Le résultat est un texte qui illustre une forte proximité d’analyse et de propositions entre l’extrême droite économique et les grandes organisations patronales. Cette convergence peut s’expliquer aussi par la composition de la commission, présidée par un député de droite et dont les travaux ont été largement portés par des membres du RN.
1. Défense explicite des baisses massives d’impôts et de cotisations
Le rapport reprend sans nuance les arguments du patronat sur le « coût du travail » et la fiscalité des entreprises, en présentant les allègements massifs opérés depuis 2017 comme un levier central et indiscutable de compétitivité.
« La baisse massive et sans précédent des impôts […] a permis une amélioration de la compétitivité et doit être poursuivie. » (p. 24) « La chute record de 8 points du taux d’imposition sur les sociétés a permis la création de dizaines de milliers d’emplois. » (p. 25)
Deux préconisations vont dans ce sens :
- « Poursuivre le réalignement compétitif en matière de fiscalité de production afin d’atteindre la moyenne européenne dans les trois prochaines années, tout en ciblant prioritairement les entreprises industrielles stratégiques et exportatrices. » (p. 405)
- « Mettre en œuvre un programme pluriannuel de réduction des cotisations patronales sur les salaires situés au-dessus de 2,5 SMIC, financé par la lutte contre la fraude sociale et le recentrage des dépenses publiques. » (p. 405-406)
De plus, aucune analyse n’est proposée sur le coût budgétaire de ces mesures (plus de 80 milliards €/an pour les allègements de cotisations sociales) ni sur leur efficacité réelle en termes d’emplois pérennes, de réindustrialisation ou de salaires.
On retrouve ici la ligne du MEDEF : faire de la baisse des prélèvements obligatoires un objectif en soi, sans conditionnalité ni contrepartie, au détriment des recettes publiques qui financent les services collectifs et la protection sociale.
2. Exclusion assumée des syndicats et du contrôle démocratique
Le rapporteur écarte toute participation des syndicats ou des représentants du personnel au suivi des aides publiques, préférant un contrôle administratif et financier « neutre » exercé par des commissaires aux comptes, inspections générales ou cabinets spécialisés.

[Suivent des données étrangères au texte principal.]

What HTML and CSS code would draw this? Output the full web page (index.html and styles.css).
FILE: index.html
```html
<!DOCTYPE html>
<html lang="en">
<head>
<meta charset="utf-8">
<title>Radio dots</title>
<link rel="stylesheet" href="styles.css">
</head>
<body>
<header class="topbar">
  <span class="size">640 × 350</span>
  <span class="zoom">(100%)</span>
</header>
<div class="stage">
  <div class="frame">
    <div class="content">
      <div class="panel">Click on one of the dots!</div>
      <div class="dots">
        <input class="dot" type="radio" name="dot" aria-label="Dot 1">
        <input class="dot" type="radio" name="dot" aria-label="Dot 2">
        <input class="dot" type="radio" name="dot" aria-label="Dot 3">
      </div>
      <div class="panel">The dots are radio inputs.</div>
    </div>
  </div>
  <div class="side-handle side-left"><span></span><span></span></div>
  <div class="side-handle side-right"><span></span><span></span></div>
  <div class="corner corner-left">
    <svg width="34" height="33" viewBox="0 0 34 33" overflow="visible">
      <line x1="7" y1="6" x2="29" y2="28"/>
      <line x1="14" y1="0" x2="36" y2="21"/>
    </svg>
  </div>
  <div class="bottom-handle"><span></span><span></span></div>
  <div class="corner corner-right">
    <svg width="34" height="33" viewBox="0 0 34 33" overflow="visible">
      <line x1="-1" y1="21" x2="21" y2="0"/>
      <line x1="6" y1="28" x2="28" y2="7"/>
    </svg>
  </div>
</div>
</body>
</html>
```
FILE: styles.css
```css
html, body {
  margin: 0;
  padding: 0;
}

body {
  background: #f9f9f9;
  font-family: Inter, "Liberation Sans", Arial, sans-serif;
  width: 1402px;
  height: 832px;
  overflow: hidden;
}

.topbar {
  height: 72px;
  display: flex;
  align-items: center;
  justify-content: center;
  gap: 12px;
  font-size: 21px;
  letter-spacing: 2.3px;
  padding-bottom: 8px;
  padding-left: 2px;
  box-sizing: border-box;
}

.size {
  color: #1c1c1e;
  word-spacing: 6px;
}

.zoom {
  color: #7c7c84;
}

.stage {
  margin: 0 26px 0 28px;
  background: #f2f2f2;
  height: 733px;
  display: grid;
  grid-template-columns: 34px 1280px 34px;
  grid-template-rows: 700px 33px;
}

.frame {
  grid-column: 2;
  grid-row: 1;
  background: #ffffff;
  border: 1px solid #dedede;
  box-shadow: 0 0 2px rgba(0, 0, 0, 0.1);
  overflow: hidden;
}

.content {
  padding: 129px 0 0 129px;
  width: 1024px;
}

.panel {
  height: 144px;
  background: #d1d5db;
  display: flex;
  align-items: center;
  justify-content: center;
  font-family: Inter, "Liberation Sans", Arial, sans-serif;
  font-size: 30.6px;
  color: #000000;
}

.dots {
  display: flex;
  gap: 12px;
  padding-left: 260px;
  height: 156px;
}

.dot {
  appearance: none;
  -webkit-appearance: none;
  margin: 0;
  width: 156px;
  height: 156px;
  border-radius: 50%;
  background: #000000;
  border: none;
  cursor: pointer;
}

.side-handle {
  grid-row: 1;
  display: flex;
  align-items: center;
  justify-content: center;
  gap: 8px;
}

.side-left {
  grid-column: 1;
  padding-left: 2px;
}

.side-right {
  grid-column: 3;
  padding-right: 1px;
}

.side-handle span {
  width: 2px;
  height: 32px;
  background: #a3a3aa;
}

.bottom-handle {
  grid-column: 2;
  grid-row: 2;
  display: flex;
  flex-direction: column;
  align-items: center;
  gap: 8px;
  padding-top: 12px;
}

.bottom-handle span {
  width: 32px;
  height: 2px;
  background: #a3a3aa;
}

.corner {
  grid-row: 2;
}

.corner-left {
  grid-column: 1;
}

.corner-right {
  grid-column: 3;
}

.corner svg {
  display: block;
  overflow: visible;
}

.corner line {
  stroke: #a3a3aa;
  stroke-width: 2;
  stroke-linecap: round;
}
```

- « Le comité social et économique (CSE)… n’a pas vocation à se prononcer sur les décisions d’investissement ou d’attribution d’aides. » (p. 247) « Les syndicats ne sont pas les garants d’un bon usage de l’argent public. » (p. 249)
- Le rapport nie le rôle des élus du personnel dans la défense de l’emploi et dans la vigilance sur l’usage des financements publics.

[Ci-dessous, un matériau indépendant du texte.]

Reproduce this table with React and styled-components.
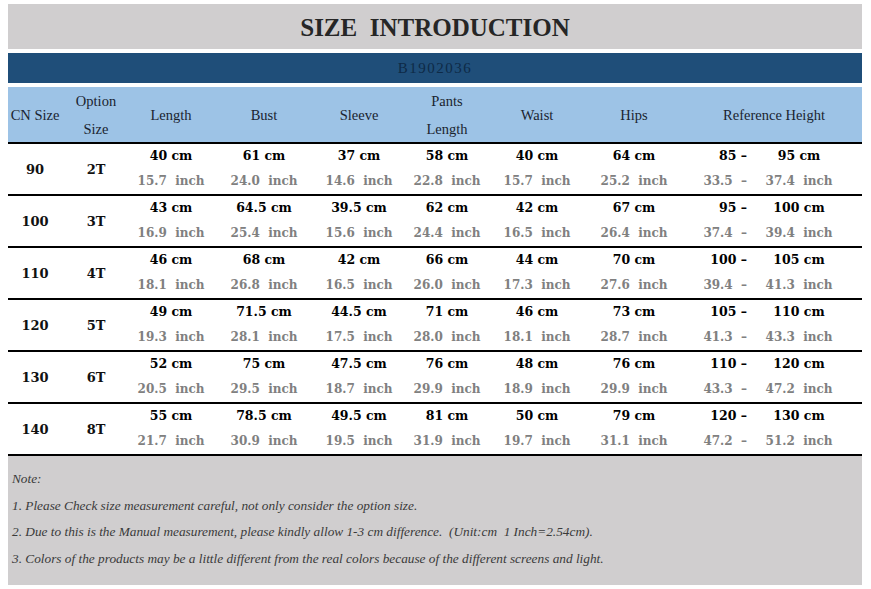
import React from "react";
import styled, { createGlobalStyle } from "styled-components";

const Global = createGlobalStyle`
  html, body { margin: 0; padding: 0; background: #ffffff; }
  body { font-family: "Liberation Serif", serif; }
`;

const COLS = "54px 68px 82px 104px 86px 90px 90px 104px 176px";

const Sheet = styled.div`
  width: 854px;
  margin-left: 8px;
  padding-top: 4px;
  display: flex;
  flex-direction: column;
`;

const TitleBar = styled.div`
  height: 45px;
  background: #d0cecf;
  display: flex;
  align-items: center;
  justify-content: center;
  font-family: "Liberation Serif", serif;
  font-weight: bold;
  font-size: 25px;
  color: #262626;
  white-space: pre;
  padding-top: 2px;
  box-sizing: border-box;
`;

const CodeBar = styled.div`
  margin-top: 4px;
  height: 30px;
  background: #1f4e79;
  display: flex;
  align-items: center;
  justify-content: center;
  font-family: "Liberation Serif", serif;
  font-size: 15px;
  letter-spacing: 1.5px;
  color: #0e2a47;
`;

const HeaderRow = styled.div`
  margin-top: 4px;
  height: 55px;
  background: #9dc3e6;
  border-bottom: 2px solid #000;
  display: grid;
  grid-template-columns: ${COLS};
`;

const HeadCell = styled.div`
  display: flex;
  flex-direction: column;
  align-items: center;
  justify-content: center;
  font-family: "Liberation Serif", serif;
  font-size: 14.5px;
  line-height: 28px;
  color: #1a2430;
  white-space: nowrap;
`;

const Row = styled.div`
  height: 50px;
  border-bottom: 2px solid #000;
  display: grid;
  grid-template-columns: ${COLS};
  font-family: "DejaVu Serif", serif;
  font-weight: bold;
`;

const KeyCell = styled.div`
  display: flex;
  align-items: center;
  justify-content: center;
  font-size: 13px;
  color: #111;
`;

const MeasureCell = styled.div`
  display: flex;
  flex-direction: column;
  align-items: center;
  white-space: pre;
`;

const Cm = styled.div`
  height: 24px;
  line-height: 24px;
  font-size: 12.5px;
  color: #000;
`;

const Inch = styled.div`
  height: 26px;
  line-height: 26px;
  font-size: 12px;
  color: #808080;
`;

const RangeCell = styled.div`
  display: grid;
  grid-template-columns: 66px 94px;
  grid-template-rows: 24px 26px;
  white-space: pre;
`;

const RangeFrom = styled.div`
  text-align: right;
  padding-right: 5px;
  font-size: ${(p) => (p.$inch ? "12px" : "12.5px")};
  line-height: ${(p) => (p.$inch ? "26px" : "24px")};
  color: ${(p) => (p.$inch ? "#808080" : "#000")};
`;

const RangeTo = styled.div`
  text-align: center;
  font-size: ${(p) => (p.$inch ? "12px" : "12.5px")};
  line-height: ${(p) => (p.$inch ? "26px" : "24px")};
  color: ${(p) => (p.$inch ? "#808080" : "#000")};
`;

const Notes = styled.div`
  height: 129px;
  background: #d0cecf;
  box-sizing: border-box;
  padding: 10px 0 0 4px;
  font-family: "Liberation Serif", serif;
  font-style: italic;
  font-size: 13.3px;
  line-height: 26.7px;
  color: #3a3a3a;
  white-space: pre;
`;

const headers = [
  ["CN Size"],
  ["Option", "Size"],
  ["Length"],
  ["Bust"],
  ["Sleeve"],
  ["Pants", "Length"],
  ["Waist"],
  ["Hips"],
  ["Reference Height"],
];

const rows = [
  ["90", "2T", [["40", "15.7"], ["61", "24.0"], ["37", "14.6"], ["58", "22.8"], ["40", "15.7"], ["64", "25.2"]], ["85", "95", "33.5", "37.4"]],
  ["100", "3T", [["43", "16.9"], ["64.5", "25.4"], ["39.5", "15.6"], ["62", "24.4"], ["42", "16.5"], ["67", "26.4"]], ["95", "100", "37.4", "39.4"]],
  ["110", "4T", [["46", "18.1"], ["68", "26.8"], ["42", "16.5"], ["66", "26.0"], ["44", "17.3"], ["70", "27.6"]], ["100", "105", "39.4", "41.3"]],
  ["120", "5T", [["49", "19.3"], ["71.5", "28.1"], ["44.5", "17.5"], ["71", "28.0"], ["46", "18.1"], ["73", "28.7"]], ["105", "110", "41.3", "43.3"]],
  ["130", "6T", [["52", "20.5"], ["75", "29.5"], ["47.5", "18.7"], ["76", "29.9"], ["48", "18.9"], ["76", "29.9"]], ["110", "120", "43.3", "47.2"]],
  ["140", "8T", [["55", "21.7"], ["78.5", "30.9"], ["49.5", "19.5"], ["81", "31.9"], ["50", "19.7"], ["79", "31.1"]], ["120", "130", "47.2", "51.2"]],
];

export default function App() {
  return (
    <>
      <Global />
      <Sheet>
        <TitleBar>{"SIZE  INTRODUCTION"}</TitleBar>
        <CodeBar>B1902036</CodeBar>
        <HeaderRow>
          {headers.map((h, i) => (
            <HeadCell key={i}>
              {h.map((t) => (
                <span key={t}>{t}</span>
              ))}
            </HeadCell>
          ))}
        </HeaderRow>
        {rows.map(([cn, opt, ms, rg]) => (
          <Row key={cn}>
            <KeyCell>{cn}</KeyCell>
            <KeyCell>{opt}</KeyCell>
            {ms.map(([cm, inch], i) => (
              <MeasureCell key={i}>
                <Cm>{`${cm} cm`}</Cm>
                <Inch>{`${inch}  inch`}</Inch>
              </MeasureCell>
            ))}
            <RangeCell>
              <RangeFrom>{`${rg[0]} –`}</RangeFrom>
              <RangeTo>{`${rg[1]} cm`}</RangeTo>
              <RangeFrom $inch>{`${rg[2]}  –`}</RangeFrom>
              <RangeTo $inch>{`${rg[3]}  inch`}</RangeTo>
            </RangeCell>
          </Row>
        ))}
        <Notes>
          <div>Note:</div>
          <div>1. Please Check size measurement careful, not only consider the option size.</div>
          <div>{"2. Due to this is the Manual measurement, please kindly allow 1-3 cm difference.  (Unit:cm  1 Inch=2.54cm)."}</div>
          <div>3. Colors of the products may be a little different from the real colors because of the different screens and light.</div>
        </Notes>
      </Sheet>
    </>
  );
}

- Le pouvoir de décision dans des instances fermées, sans lien avec les salariés et les organisations élues qui les représente, facilite les arbitrages favorables aux directions d’entreprise.
3. Un projet de retraite par capitalisation au service des marchés
Le rapport ne se contente pas de proposer la mobilisation d’une épargne industrielle classique, comme pourrait le faire un livret thématique. En mentionnant explicitement les plans d’épargne retraite (PER) et en affirmant que l’objectif est de « contribuer à la capitalisation des retraites », il franchit une étape décisive.
La formulation reste enveloppée d’un langage technocratique qui atténue sa portée auprès du grand public, mais le sens est clair : c’est l’ouverture d’un second pilier de retraite dépendant des marchés financiers, sous couvert de soutien à l’industrie.
- « Créer un fonds souverain public, alimenté par les actifs détenus en capital et en actions au titre des plans d’épargne retraite et autres produits d’épargne longue, afin de financer les entreprises industrielles stratégiques et de contribuer à la capitalisation des retraites. » (p. 284)
- « Mettre en place un cadre réglementaire favorisant la création de fonds d’investissement thématiques consacrés à l’industrie, éligibles aux dispositifs d’épargne retraite et d’assurance-vie. » (p. 450-451)
- « Développer l’actionnariat salarié dans les entreprises industrielles stratégiques, en facilitant l’acquisition de titres par les salariés via des dispositifs d’épargne salariale abondés. » (p. 411)
4. Déréglementation et assouplissement des normes environnementales
Le rapport dénonce les contraintes environnementales comme un frein majeur à la compétitivité industrielle :
« Les exigences environnementales excessives pèsent sur notre industrie et doivent être simplifiées. » (p. 335)
Plusieurs préconisations :
- « Renouer avec le pragmatisme normatif pour simplifier la vie des entreprises industrielles, en appliquant systématiquement un moratoire réglementaire : toute nouvelle norme entraînant un coût doit être compensée par la suppression ou la simplification d’une norme existante. » (p. 413)
- « Réduire à neuf mois maximum les délais d’instruction des projets industriels. » (p. 427)
- « Mettre en place une procédure simplifiée et accélérée pour les projets stratégiques ou d’intérêt national majeur. » (p. 427-428)
- « Assouplir les contraintes du Zéro artificialisation nette pour les implantations industrielles stratégiques. » (p. 417)
- « Réduire les obligations de reporting extra-financier (RSE) pour les PME industrielles. » (p. 463)
5. Silence sur la responsabilité des actionnaires
Le rapport ne questionne jamais :
- Les dividendes massifs versés par les grands groupes bénéficiaires d’aides publiques.
- Les stratégies de délocalisation ou de fermeture de sites décidées par les conseils d’administration.
- La financiarisation des entreprises et la pression exercée par les marchés financiers sur la rentabilité à court terme.
L’ennemi n’est pas désigné comme étant le capital ou la finance, mais les « normes », la fiscalité ou encore les syndicats.
Ce rapport pointe clairement la rhétorique classique de l’extrême droite « économique », qui protège les intérêts des grands groupes tout en prétendant défendre « l’industrie nationale » et ses emplois.